Provided data —
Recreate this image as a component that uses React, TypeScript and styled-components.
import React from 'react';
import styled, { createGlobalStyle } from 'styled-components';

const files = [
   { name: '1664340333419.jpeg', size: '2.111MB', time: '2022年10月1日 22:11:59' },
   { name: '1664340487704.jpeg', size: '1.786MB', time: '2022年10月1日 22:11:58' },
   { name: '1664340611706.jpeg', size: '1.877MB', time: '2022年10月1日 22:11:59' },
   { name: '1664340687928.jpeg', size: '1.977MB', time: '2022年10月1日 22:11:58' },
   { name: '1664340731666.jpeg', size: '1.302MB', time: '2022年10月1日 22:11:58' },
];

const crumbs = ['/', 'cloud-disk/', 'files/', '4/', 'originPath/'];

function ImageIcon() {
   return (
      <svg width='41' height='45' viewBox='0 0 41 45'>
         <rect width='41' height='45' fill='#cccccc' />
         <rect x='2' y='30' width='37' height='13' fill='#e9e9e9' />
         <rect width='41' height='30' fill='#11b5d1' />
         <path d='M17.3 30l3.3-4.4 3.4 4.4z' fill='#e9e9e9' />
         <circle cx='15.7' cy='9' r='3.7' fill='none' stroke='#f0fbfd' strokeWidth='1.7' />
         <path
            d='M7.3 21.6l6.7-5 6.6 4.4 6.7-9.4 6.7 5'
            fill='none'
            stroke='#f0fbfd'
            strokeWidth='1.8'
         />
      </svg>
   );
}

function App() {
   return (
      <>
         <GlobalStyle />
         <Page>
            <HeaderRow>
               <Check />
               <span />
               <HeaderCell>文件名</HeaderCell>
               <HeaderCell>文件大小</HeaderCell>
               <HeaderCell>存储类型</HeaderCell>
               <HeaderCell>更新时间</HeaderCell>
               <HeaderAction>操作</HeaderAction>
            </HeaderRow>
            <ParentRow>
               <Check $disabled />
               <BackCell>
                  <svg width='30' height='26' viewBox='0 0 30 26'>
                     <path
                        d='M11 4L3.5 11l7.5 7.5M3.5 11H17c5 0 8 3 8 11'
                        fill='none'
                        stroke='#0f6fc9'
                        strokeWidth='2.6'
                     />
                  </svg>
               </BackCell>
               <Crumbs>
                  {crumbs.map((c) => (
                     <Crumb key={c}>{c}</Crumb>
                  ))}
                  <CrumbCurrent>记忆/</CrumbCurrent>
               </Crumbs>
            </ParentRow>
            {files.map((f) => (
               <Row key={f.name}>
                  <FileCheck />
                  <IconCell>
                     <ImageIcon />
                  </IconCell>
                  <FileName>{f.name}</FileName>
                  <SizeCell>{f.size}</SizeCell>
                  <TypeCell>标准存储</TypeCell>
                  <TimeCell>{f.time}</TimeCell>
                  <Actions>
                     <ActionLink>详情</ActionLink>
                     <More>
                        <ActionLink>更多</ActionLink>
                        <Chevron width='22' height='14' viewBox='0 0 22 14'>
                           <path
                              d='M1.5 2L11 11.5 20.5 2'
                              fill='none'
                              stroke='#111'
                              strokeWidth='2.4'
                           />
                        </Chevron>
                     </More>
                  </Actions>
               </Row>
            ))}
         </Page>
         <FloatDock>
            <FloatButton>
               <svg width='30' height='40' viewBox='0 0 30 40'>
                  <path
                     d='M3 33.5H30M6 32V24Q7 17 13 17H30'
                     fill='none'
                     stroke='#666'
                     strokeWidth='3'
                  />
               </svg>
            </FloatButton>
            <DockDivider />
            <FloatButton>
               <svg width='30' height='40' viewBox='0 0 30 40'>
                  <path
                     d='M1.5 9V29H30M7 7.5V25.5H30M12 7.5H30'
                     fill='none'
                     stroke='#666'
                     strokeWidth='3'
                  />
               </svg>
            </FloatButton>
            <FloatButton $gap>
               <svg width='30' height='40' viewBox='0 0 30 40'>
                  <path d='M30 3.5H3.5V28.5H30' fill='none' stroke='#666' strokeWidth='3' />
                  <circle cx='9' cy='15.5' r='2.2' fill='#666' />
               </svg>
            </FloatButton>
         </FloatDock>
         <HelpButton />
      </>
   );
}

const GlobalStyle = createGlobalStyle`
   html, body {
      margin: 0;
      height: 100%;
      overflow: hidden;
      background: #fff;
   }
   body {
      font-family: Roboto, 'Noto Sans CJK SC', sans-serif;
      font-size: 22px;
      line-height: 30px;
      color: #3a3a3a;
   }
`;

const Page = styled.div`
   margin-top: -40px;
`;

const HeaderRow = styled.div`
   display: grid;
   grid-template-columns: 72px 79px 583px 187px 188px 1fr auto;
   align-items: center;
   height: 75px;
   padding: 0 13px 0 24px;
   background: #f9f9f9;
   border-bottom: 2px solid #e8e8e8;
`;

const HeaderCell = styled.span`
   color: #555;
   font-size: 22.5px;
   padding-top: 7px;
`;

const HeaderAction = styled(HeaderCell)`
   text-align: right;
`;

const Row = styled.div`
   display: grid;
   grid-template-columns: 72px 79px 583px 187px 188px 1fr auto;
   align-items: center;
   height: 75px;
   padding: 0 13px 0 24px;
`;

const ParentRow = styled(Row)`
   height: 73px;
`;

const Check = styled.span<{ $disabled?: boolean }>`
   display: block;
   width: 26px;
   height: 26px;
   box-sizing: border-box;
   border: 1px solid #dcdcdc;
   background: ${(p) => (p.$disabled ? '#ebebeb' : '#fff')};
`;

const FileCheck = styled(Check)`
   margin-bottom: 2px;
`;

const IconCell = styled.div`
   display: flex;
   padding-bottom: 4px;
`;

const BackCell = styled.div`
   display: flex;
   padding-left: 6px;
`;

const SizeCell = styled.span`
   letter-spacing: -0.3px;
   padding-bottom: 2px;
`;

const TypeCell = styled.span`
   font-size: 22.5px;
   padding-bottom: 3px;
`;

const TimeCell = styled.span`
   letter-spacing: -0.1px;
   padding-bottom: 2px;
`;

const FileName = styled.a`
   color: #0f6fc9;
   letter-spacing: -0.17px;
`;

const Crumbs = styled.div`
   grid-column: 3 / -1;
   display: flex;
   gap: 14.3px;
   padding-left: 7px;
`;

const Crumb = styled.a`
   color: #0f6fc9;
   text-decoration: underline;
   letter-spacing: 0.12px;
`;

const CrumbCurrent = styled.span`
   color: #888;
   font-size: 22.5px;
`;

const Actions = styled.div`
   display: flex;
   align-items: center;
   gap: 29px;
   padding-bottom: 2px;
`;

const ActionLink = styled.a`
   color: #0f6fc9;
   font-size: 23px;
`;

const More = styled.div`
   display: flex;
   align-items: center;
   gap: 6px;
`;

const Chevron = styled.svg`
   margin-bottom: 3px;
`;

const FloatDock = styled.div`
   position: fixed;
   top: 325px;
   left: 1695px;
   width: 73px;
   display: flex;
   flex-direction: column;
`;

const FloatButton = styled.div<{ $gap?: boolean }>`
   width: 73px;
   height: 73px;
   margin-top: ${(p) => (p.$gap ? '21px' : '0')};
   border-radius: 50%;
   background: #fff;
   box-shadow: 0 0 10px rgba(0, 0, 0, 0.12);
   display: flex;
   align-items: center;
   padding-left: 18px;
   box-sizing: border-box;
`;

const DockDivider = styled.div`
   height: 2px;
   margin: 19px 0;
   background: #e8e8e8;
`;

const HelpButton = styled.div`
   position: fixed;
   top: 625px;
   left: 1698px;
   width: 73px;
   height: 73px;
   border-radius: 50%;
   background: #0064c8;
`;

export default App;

To do —
Copy all the lines, exactly.

Full response —
Recreate this image as a component that uses React, TypeScript and styled-components.
import React from 'react';
import styled, { createGlobalStyle } from 'styled-components';

const files = [
   { name: '1664340333419.jpeg', size: '2.111MB', time: '2022年10月1日 22:11:59' },
   { name: '1664340487704.jpeg', size: '1.786MB', time: '2022年10月1日 22:11:58' },
   { name: '1664340611706.jpeg', size: '1.877MB', time: '2022年10月1日 22:11:59' },
   { name: '1664340687928.jpeg', size: '1.977MB', time: '2022年10月1日 22:11:58' },
   { name: '1664340731666.jpeg', size: '1.302MB', time: '2022年10月1日 22:11:58' },
];

const crumbs = ['/', 'cloud-disk/', 'files/', '4/', 'originPath/'];

function ImageIcon() {
   return (
      <svg width='41' height='45' viewBox='0 0 41 45'>
         <rect width='41' height='45' fill='#cccccc' />
         <rect x='2' y='30' width='37' height='13' fill='#e9e9e9' />
         <rect width='41' height='30' fill='#11b5d1' />
         <path d='M17.3 30l3.3-4.4 3.4 4.4z' fill='#e9e9e9' />
         <circle cx='15.7' cy='9' r='3.7' fill='none' stroke='#f0fbfd' strokeWidth='1.7' />
         <path
            d='M7.3 21.6l6.7-5 6.6 4.4 6.7-9.4 6.7 5'
            fill='none'
            stroke='#f0fbfd'
            strokeWidth='1.8'
         />
      </svg>
   );
}

function App() {
   return (
      <>
         <GlobalStyle />
         <Page>
            <HeaderRow>
               <Check />
               <span />
               <HeaderCell>文件名</HeaderCell>
               <HeaderCell>文件大小</HeaderCell>
               <HeaderCell>存储类型</HeaderCell>
               <HeaderCell>更新时间</HeaderCell>
               <HeaderAction>操作</HeaderAction>
            </HeaderRow>
            <ParentRow>
               <Check $disabled />
               <BackCell>
                  <svg width='30' height='26' viewBox='0 0 30 26'>
                     <path
                        d='M11 4L3.5 11l7.5 7.5M3.5 11H17c5 0 8 3 8 11'
                        fill='none'
                        stroke='#0f6fc9'
                        strokeWidth='2.6'
                     />
                  </svg>
               </BackCell>
               <Crumbs>
                  {crumbs.map((c) => (
                     <Crumb key={c}>{c}</Crumb>
                  ))}
                  <CrumbCurrent>记忆/</CrumbCurrent>
               </Crumbs>
            </ParentRow>
            {files.map((f) => (
               <Row key={f.name}>
                  <FileCheck />
                  <IconCell>
                     <ImageIcon />
                  </IconCell>
                  <FileName>{f.name}</FileName>
                  <SizeCell>{f.size}</SizeCell>
                  <TypeCell>标准存储</TypeCell>
                  <TimeCell>{f.time}</TimeCell>
                  <Actions>
                     <ActionLink>详情</ActionLink>
                     <More>
                        <ActionLink>更多</ActionLink>
                        <Chevron width='22' height='14' viewBox='0 0 22 14'>
                           <path
                              d='M1.5 2L11 11.5 20.5 2'
                              fill='none'
                              stroke='#111'
                              strokeWidth='2.4'
                           />
                        </Chevron>
                     </More>
                  </Actions>
               </Row>
            ))}
         </Page>
         <FloatDock>
            <FloatButton>
               <svg width='30' height='40' viewBox='0 0 30 40'>
                  <path
                     d='M3 33.5H30M6 32V24Q7 17 13 17H30'
                     fill='none'
                     stroke='#666'
                     strokeWidth='3'
                  />
               </svg>
            </FloatButton>
            <DockDivider />
            <FloatButton>
               <svg width='30' height='40' viewBox='0 0 30 40'>
                  <path
                     d='M1.5 9V29H30M7 7.5V25.5H30M12 7.5H30'
                     fill='none'
                     stroke='#666'
                     strokeWidth='3'
                  />
               </svg>
            </FloatButton>
            <FloatButton $gap>
               <svg width='30' height='40' viewBox='0 0 30 40'>
                  <path d='M30 3.5H3.5V28.5H30' fill='none' stroke='#666' strokeWidth='3' />
                  <circle cx='9' cy='15.5' r='2.2' fill='#666' />
               </svg>
            </FloatButton>
         </FloatDock>
         <HelpButton />
      </>
   );
}

const GlobalStyle = createGlobalStyle`
   html, body {
      margin: 0;
      height: 100%;
      overflow: hidden;
      background: #fff;
   }
   body {
      font-family: Roboto, 'Noto Sans CJK SC', sans-serif;
      font-size: 22px;
      line-height: 30px;
      color: #3a3a3a;
   }
`;

const Page = styled.div`
   margin-top: -40px;
`;

const HeaderRow = styled.div`
   display: grid;
   grid-template-columns: 72px 79px 583px 187px 188px 1fr auto;
   align-items: center;
   height: 75px;
   padding: 0 13px 0 24px;
   background: #f9f9f9;
   border-bottom: 2px solid #e8e8e8;
`;

const HeaderCell = styled.span`
   color: #555;
   font-size: 22.5px;
   padding-top: 7px;
`;

const HeaderAction = styled(HeaderCell)`
   text-align: right;
`;

const Row = styled.div`
   display: grid;
   grid-template-columns: 72px 79px 583px 187px 188px 1fr auto;
   align-items: center;
   height: 75px;
   padding: 0 13px 0 24px;
`;

const ParentRow = styled(Row)`
   height: 73px;
`;

const Check = styled.span<{ $disabled?: boolean }>`
   display: block;
   width: 26px;
   height: 26px;
   box-sizing: border-box;
   border: 1px solid #dcdcdc;
   background: ${(p) => (p.$disabled ? '#ebebeb' : '#fff')};
`;

const FileCheck = styled(Check)`
   margin-bottom: 2px;
`;

const IconCell = styled.div`
   display: flex;
   padding-bottom: 4px;
`;

const BackCell = styled.div`
   display: flex;
   padding-left: 6px;
`;

const SizeCell = styled.span`
   letter-spacing: -0.3px;
   padding-bottom: 2px;
`;

const TypeCell = styled.span`
   font-size: 22.5px;
   padding-bottom: 3px;
`;

const TimeCell = styled.span`
   letter-spacing: -0.1px;
   padding-bottom: 2px;
`;

const FileName = styled.a`
   color: #0f6fc9;
   letter-spacing: -0.17px;
`;

const Crumbs = styled.div`
   grid-column: 3 / -1;
   display: flex;
   gap: 14.3px;
   padding-left: 7px;
`;

const Crumb = styled.a`
   color: #0f6fc9;
   text-decoration: underline;
   letter-spacing: 0.12px;
`;

const CrumbCurrent = styled.span`
   color: #888;
   font-size: 22.5px;
`;

const Actions = styled.div`
   display: flex;
   align-items: center;
   gap: 29px;
   padding-bottom: 2px;
`;

const ActionLink = styled.a`
   color: #0f6fc9;
   font-size: 23px;
`;

const More = styled.div`
   display: flex;
   align-items: center;
   gap: 6px;
`;

const Chevron = styled.svg`
   margin-bottom: 3px;
`;

const FloatDock = styled.div`
   position: fixed;
   top: 325px;
   left: 1695px;
   width: 73px;
   display: flex;
   flex-direction: column;
`;

const FloatButton = styled.div<{ $gap?: boolean }>`
   width: 73px;
   height: 73px;
   margin-top: ${(p) => (p.$gap ? '21px' : '0')};
   border-radius: 50%;
   background: #fff;
   box-shadow: 0 0 10px rgba(0, 0, 0, 0.12);
   display: flex;
   align-items: center;
   padding-left: 18px;
   box-sizing: border-box;
`;

const DockDivider = styled.div`
   height: 2px;
   margin: 19px 0;
   background: #e8e8e8;
`;

const HelpButton = styled.div`
   position: fixed;
   top: 625px;
   left: 1698px;
   width: 73px;
   height: 73px;
   border-radius: 50%;
   background: #0064c8;
`;

export default App;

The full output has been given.